Judge Kavanaugh said issue ads from organizations such as the Chamber of Commerce or the Sierra Club can overwhelm the candidates themselves, and the candidates are at a disadvantage if they have to abide by limits, while the groups don’t.
“I agree that the issue ad restrictions are blatantly unconstitutional — although I think the policy goal of allowing the candidates to debate each other without background noise that overwhelms the candidates/campaigns themselves is quite laudable (albeit unconstitutional),” he wrote.
Ms. Walker said Judge Kavanaugh was demeaning outside groups by calling their voices “background noise.”

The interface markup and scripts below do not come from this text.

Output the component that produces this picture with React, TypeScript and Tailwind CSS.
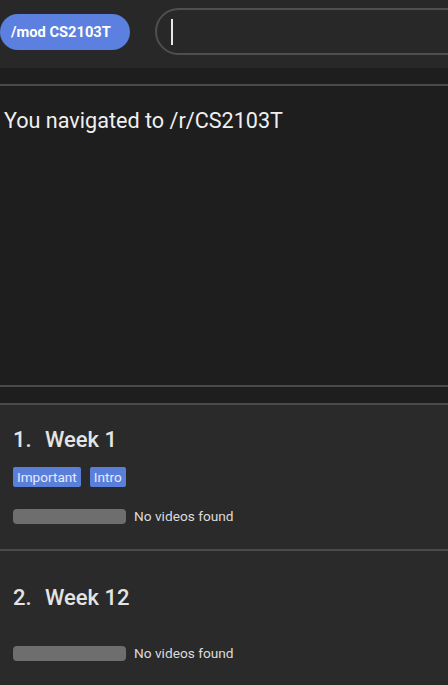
import React from "react";

function Week({ n, title, tags, pt, barMt }: { n: number; title: string; tags: string[]; pt: string; barMt: string }) {
  return (
    <div className={`bg-[#2a2a2a] pl-[13px] ${pt}`}>
      <div className="flex text-[22px] leading-[33px] font-medium text-[#e4e4e4]">
        <span className="w-[32px]">{n}.</span>
        <span>{title}</span>
      </div>
      {tags.length > 0 && (
        <div className="mt-[11px] flex gap-[9px]">
          {tags.map((t) => (
            <span key={t} className="h-[20px] px-[4px] rounded-[2px] bg-[#5a7fdb] text-[13.6px] leading-[20px] text-[#e6ebff]">
              {t}
            </span>
          ))}
        </div>
      )}
      <div className={`flex items-center gap-[8px] ${barMt}`}>
        <div className="w-[113px] h-[15px] rounded-[4px] bg-[#6e6e6e]" />
        <span className="text-[13.7px] leading-[15px] text-[#dcdcdc]">No videos found</span>
      </div>
    </div>
  );
}

export default function App() {
  return (
    <div className="w-[448px] h-[685px] overflow-hidden bg-[#1e1e1e] flex flex-col" style={{ fontFamily: "Roboto, 'Noto Sans', sans-serif" }}>
      <div className="h-[68px] shrink-0 bg-[#282828] flex items-start">
        <div className="mt-[14px] h-[36px] w-[130px] shrink-0 rounded-full bg-[#5b80e0] pl-[11px] flex items-center text-[14.7px] font-bold text-white">
          /mod CS2103T
        </div>
        <div className="mt-[8px] ml-[25px] h-[47px] w-[320px] shrink-0 rounded-full border-2 border-[#4f4f4f] bg-[#282828] flex items-center pl-[14px]">
          <div className="w-[1.5px] h-[26px] bg-[#e8e8e8]" />
        </div>
      </div>
      <div className="h-[16px] shrink-0 bg-[#1e1e1e]" />
      <div className="h-[2px] shrink-0 bg-[#4a4a4a]" />
      <div className="h-[299px] shrink-0 bg-[#1e1e1e] pt-[18px] pl-[4px] text-[21.6px] leading-[33px] text-[#f0f0f0]">
        You navigated to /r/CS2103T
      </div>
      <div className="h-[2px] shrink-0 bg-[#4a4a4a]" />
      <div className="h-[16px] shrink-0 bg-[#1e1e1e]" />
      <div className="h-[2px] shrink-0 bg-[#4a4a4a]" />
      <div className="h-[144px] shrink-0 flex flex-col">
        <Week n={1} title="Week 1" tags={["Important", "Intro"]} pt="pt-[18px] h-full" barMt="mt-[22px]" />
      </div>
      <div className="h-[2px] shrink-0 bg-[#4a4a4a]" />
      <div className="flex-1 flex flex-col">
        <Week n={2} title="Week 12" tags={[]} pt="pt-[30px] h-full" barMt="mt-[32px]" />
      </div>
    </div>
  );
}
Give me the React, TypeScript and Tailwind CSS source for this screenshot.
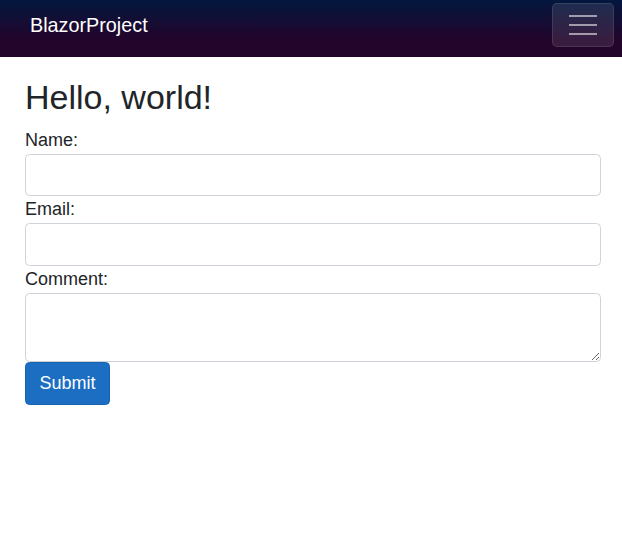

Judge Kavanaugh said he wasn’t trying to insult those voices, but did fear they could be too loud for the campaigns to break through.
“I do not like a political campaign that is Sierra Club against Chamber of Commerce with the candidates reduced to bit roles because of contribution limits,” he said.
The debate came in March 2002, as Congress was debating a bill pushed by Sens. John McCain and Russell D. Feingold.
The legislation, which eventually was signed into law by President George W. Bush, Judge Kavanaugh’s boss, imposed strict limits on how political parties could raise and spend money, and also tried to limit the ability of outside groups to weigh in with ads during the intense days ahead of the elections.
The Supreme Court upheld most of the law in a 2003 case, but seven years later, the Citizens United case, it ruled the restrictions on outside groups were unconstitutional — just as Judge Kavanaugh predicted.
That’s left a situation where parties are still heavily restricted, but conservative and liberal groups are not — and they have become an overwhelming force in campaigns, also as Judge Kavanaugh predicted.
Democrats have been harshly critical of the 2010 Citizens United decision, and are likely to grill Judge Kavanaugh about his views on that.